• **Exercise**: Find each line holding "index" and copy it out.

::: Supplied material :::

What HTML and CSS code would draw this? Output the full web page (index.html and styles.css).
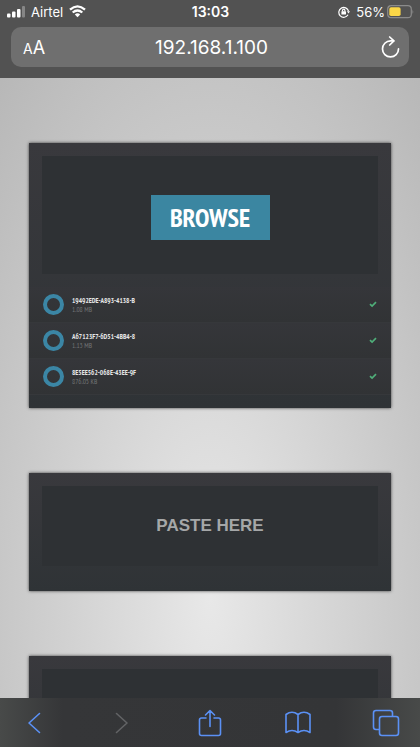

:::
::: Supplied material :::

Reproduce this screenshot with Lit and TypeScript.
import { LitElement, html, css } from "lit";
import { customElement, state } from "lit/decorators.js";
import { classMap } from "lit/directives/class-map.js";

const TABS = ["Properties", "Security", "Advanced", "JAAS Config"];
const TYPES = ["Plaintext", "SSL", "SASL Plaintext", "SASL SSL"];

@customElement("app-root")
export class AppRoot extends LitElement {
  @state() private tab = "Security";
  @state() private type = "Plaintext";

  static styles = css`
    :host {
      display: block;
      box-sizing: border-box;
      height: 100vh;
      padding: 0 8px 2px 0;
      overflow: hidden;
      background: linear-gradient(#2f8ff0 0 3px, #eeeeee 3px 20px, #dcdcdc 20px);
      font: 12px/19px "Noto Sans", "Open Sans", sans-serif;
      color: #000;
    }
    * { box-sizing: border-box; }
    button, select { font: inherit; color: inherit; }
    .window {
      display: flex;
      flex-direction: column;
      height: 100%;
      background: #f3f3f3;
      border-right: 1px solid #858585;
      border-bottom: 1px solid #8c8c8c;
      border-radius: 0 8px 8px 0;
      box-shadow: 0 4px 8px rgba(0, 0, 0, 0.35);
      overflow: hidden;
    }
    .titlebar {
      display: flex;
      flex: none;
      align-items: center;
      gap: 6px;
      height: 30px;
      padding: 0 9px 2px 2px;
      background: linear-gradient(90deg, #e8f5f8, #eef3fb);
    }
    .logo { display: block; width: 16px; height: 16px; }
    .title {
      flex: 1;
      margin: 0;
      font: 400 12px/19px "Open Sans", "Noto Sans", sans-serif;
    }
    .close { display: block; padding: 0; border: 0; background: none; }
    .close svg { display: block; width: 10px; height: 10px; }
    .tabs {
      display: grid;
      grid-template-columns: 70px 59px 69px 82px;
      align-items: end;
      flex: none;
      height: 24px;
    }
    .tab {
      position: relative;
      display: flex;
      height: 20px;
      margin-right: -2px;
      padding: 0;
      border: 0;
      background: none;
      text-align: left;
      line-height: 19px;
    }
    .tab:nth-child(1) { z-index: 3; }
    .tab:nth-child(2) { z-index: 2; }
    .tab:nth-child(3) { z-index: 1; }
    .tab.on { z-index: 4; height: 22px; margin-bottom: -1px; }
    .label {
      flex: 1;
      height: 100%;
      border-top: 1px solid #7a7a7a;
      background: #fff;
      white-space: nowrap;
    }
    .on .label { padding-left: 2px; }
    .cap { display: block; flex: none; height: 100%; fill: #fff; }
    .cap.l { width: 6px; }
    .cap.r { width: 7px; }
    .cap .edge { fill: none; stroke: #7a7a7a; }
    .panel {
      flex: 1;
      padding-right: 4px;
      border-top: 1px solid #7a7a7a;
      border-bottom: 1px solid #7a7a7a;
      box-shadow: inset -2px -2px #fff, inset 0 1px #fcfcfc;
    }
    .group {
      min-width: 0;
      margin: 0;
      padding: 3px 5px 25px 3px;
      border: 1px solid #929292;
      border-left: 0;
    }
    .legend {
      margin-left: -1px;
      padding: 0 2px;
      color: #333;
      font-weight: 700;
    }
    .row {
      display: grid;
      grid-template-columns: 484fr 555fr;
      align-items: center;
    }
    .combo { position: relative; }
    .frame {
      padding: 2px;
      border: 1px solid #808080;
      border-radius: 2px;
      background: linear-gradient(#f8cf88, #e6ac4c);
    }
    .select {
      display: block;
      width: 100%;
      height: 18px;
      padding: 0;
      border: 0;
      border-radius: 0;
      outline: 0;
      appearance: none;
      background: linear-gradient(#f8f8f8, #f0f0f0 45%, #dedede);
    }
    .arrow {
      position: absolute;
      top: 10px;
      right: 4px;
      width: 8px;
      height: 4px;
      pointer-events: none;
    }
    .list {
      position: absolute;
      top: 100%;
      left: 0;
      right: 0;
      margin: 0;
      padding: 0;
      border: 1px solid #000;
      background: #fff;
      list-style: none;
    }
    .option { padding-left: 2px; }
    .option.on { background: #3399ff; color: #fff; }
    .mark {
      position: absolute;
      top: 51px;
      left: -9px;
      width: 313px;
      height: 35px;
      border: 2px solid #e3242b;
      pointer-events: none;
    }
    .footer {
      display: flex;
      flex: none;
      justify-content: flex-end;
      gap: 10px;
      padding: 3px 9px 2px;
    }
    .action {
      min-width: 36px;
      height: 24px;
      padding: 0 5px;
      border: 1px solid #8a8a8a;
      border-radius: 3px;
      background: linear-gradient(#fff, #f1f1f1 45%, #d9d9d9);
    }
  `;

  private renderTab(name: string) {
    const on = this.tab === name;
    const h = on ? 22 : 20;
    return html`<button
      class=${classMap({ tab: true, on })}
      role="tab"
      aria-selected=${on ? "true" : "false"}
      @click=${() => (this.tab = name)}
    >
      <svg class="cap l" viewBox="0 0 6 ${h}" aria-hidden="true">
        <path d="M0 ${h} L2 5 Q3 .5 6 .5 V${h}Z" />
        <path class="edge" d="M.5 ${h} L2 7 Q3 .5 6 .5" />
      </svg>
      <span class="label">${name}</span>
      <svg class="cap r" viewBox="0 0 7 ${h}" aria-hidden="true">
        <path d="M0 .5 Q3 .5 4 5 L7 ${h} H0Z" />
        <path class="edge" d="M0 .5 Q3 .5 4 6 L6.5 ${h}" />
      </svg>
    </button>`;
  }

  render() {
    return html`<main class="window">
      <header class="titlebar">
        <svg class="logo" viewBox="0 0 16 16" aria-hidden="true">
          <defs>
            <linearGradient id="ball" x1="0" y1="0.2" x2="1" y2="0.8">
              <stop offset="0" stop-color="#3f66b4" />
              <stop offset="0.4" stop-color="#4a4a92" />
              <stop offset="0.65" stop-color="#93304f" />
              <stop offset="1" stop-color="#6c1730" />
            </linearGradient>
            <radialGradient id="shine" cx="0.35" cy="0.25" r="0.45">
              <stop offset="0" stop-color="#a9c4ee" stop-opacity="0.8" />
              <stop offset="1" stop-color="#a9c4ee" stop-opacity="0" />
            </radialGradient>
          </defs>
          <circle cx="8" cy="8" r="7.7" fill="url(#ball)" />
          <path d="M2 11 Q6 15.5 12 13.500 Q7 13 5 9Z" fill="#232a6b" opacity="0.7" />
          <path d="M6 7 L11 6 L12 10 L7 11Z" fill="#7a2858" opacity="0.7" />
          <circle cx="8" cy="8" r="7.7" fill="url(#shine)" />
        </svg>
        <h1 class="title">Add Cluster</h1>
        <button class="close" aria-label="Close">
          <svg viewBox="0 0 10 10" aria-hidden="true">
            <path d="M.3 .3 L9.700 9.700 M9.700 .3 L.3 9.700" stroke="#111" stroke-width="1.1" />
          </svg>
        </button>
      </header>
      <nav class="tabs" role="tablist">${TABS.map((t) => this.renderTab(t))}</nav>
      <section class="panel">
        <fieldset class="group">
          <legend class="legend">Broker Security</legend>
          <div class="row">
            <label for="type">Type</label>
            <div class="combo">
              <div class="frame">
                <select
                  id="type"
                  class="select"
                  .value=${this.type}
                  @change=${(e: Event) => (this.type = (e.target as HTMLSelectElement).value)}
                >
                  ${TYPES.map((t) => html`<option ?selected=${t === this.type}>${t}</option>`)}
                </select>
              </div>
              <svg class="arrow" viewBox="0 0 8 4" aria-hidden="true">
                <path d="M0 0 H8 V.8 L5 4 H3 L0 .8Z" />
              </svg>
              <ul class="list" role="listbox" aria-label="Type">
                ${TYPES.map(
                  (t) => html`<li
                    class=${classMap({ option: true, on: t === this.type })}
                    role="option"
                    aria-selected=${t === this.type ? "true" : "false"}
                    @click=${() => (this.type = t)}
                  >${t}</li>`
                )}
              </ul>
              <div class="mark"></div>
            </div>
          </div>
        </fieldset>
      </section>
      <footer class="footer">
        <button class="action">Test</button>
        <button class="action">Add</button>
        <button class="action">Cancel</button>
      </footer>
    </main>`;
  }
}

:::

• **Written solution**:
What HTML and CSS code would draw this? Output the full web page (index.html and styles.css).
    .tab:nth-child(1) { z-index: 3; }
    .tab:nth-child(2) { z-index: 2; }
    .tab:nth-child(3) { z-index: 1; }
    .tab.on { z-index: 4; height: 22px; margin-bottom: -1px; }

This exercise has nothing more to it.